Geography (GEOG) 302
The Canadian North (Revision 4)
GEOG 302 is a senior-level undergraduate, three-credit course in human geography. It is suitable for students who are interested in the geography, culture, and sustainable development of Canada's North. It presents an overview of the human geography of the Canadian North covering diverse topics such as imaginings of the North; the biophysical features of Canada's North; the history of European exploration and contact with indigenous northern populations; Aboriginal culture and society; political developments in the North; and natural resource developments in this region and their environmental impacts. There are no prerequisites for this course, but because it is a senior undergraduate course, there is an expectation that students will have good skills in critical social analysis, cultural analysis, and writing. As well, while not required, some exposure to geographical analysis and concepts will benefit students.
- Unit 1: Imaginations and Definitions of the North
- Unit 2: The Northern Climate and the Physical Base of the North—Physical Geography
- Unit 3: Northern Biogeography
- Unit 4: Northern Historical Geography
- Unit 5: Social Geography: Settlement, Aboriginal Culture, and Contemporary Northern Society
- Unit 6: The Northern Economy: Renewable and Non-Renewable Resource Development
- Unit 7: The Environmental Impacts of Industrial Development in the North
- Unit 8: Political Geography: Territorial Politics, Geopolitics, and Circumpolar Initiatives
- Unit 9: The Future of the North: More of the Same or on the Road to Sustainability?
To receive credit for GEOG 302, you must achieve a grade of at least 50 percent on the final examination and achieve a course composite grade of at least "D" (50 percent). The weighting of the composite grade is as follows:
|Assignment 1: Mapping the North||10%|
|Assignment 2: Northern Biogeography||10%|
|Assignment 3: Regional Analysis||20%|
|Assignment 4: Research Paper||25%|
To learn more about assignments and examinations, please refer to Athabasca University's online Calendar.
Bone, Robert M. The Canadian North: Issues and Challenges. 5th ed. Don Mills, ON: Oxford University Press, 2016.
All other materials are online, including study guides, and electronic readings and videos.
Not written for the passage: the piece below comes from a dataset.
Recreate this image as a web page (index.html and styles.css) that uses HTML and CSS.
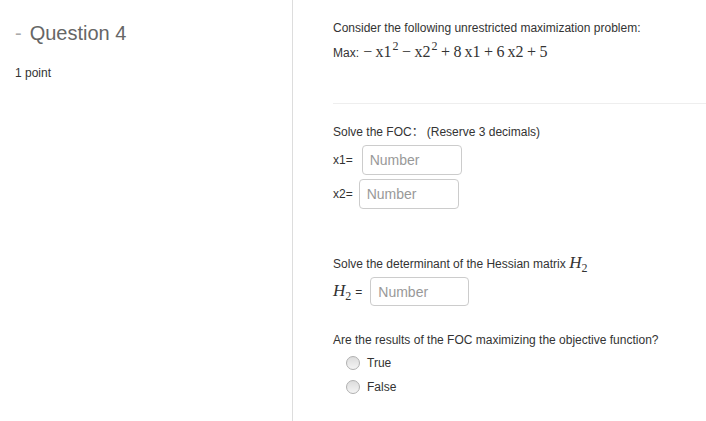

The Challenge for Credit process allows students to demonstrate that they have acquired a command of the general subject matter, knowledge, and intellectual and/or other skills that would normally be found in a university level course.
Full information for the Challenge for Credit can be found in the Undergraduate Calendar.
Undergraduate Challenge for Credit Course Registration Form
Athabasca University reserves the right to amend course outlines occasionally and without notice. Courses offered by other delivery methods may vary from their individualized-study counterparts.
Opened in Revision 4, October 30, 2015.